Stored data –
>> start

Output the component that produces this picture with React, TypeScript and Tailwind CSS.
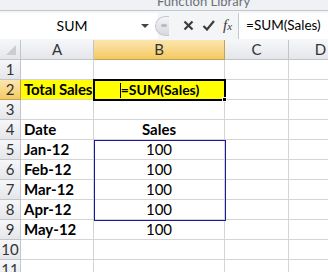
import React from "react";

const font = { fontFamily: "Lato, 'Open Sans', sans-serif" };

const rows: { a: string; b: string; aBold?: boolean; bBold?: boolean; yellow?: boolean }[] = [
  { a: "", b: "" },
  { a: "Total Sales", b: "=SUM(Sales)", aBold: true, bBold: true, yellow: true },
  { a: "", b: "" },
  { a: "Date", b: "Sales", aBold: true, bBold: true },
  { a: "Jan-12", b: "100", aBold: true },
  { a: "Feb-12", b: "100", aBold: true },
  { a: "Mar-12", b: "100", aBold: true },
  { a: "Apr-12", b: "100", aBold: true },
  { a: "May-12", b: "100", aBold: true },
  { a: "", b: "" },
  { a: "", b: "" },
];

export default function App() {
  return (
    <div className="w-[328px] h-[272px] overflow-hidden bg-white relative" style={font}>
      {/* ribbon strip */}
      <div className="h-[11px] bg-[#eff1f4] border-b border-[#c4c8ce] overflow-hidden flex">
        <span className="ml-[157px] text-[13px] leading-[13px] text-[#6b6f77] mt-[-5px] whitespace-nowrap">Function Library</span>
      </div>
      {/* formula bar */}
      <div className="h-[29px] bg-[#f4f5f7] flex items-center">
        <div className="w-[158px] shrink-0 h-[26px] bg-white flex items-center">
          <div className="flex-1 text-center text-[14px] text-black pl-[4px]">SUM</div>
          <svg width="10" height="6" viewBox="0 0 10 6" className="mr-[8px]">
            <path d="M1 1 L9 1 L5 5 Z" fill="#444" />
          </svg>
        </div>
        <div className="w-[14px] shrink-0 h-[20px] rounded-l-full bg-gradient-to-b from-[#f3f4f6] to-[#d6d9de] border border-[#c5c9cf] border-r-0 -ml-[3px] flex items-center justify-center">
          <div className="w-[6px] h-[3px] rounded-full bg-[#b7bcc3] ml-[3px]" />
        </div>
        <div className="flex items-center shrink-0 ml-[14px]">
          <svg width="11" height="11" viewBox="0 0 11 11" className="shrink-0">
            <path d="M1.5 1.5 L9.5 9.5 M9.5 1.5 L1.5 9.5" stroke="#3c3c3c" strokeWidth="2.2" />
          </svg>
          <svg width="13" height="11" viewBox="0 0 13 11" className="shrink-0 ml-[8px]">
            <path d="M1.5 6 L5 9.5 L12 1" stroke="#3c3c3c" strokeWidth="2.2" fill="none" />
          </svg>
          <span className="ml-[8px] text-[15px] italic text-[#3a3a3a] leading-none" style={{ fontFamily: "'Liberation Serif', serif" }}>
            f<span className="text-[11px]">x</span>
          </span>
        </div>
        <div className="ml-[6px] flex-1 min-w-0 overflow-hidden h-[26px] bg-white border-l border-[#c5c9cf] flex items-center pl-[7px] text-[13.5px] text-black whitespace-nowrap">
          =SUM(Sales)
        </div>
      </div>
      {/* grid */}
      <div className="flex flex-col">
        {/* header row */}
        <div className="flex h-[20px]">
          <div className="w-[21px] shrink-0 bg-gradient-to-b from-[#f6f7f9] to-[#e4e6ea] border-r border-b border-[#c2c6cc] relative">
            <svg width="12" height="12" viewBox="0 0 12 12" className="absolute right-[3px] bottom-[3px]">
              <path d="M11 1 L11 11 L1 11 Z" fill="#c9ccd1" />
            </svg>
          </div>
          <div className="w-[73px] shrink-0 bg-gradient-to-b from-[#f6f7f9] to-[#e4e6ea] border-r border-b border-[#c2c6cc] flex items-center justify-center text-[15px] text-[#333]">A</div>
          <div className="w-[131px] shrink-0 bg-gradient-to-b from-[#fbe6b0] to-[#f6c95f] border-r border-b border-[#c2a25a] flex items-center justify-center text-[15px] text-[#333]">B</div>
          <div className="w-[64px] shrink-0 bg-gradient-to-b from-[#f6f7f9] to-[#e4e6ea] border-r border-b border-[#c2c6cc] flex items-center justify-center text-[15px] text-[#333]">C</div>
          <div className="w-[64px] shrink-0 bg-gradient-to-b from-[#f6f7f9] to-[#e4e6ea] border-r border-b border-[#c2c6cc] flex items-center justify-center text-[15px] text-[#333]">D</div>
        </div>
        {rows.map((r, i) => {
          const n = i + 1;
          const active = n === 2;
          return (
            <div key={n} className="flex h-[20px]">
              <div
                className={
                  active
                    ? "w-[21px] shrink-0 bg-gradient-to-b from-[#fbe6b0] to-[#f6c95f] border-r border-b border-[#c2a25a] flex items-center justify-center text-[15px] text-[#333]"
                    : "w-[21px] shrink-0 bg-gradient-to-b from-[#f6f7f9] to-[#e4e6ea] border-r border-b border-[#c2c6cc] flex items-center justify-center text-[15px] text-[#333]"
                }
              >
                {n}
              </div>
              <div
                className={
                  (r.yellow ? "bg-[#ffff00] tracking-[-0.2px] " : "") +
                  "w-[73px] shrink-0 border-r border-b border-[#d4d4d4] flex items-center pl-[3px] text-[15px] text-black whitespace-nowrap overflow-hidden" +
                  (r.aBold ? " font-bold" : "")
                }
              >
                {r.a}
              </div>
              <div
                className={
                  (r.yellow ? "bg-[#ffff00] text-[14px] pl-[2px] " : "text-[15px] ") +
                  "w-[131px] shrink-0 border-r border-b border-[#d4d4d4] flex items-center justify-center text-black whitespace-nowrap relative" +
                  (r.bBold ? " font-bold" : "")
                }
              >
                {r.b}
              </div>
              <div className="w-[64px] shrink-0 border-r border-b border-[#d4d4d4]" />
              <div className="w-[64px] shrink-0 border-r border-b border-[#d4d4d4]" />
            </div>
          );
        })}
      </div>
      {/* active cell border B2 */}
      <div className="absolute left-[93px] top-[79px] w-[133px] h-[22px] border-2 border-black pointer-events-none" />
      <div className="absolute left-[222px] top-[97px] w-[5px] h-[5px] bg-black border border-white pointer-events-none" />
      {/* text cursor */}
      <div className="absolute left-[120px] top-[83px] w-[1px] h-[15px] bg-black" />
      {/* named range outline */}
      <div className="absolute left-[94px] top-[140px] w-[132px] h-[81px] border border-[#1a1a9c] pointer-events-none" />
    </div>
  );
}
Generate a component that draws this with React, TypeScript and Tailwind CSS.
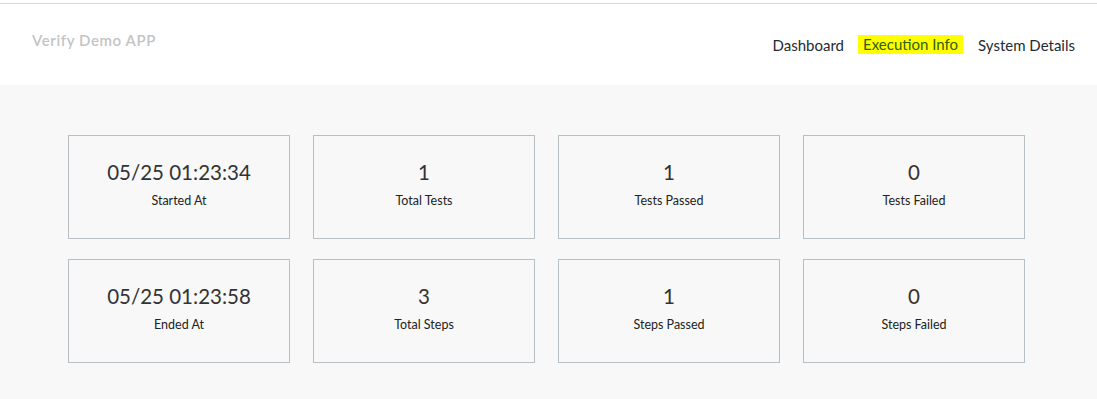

>> end

Objective – Using the records above, pull out each line where the word "Tailwind" occurs.

Finished answer –
Output the component that produces this picture with React, TypeScript and Tailwind CSS.
Generate a component that draws this with React, TypeScript and Tailwind CSS.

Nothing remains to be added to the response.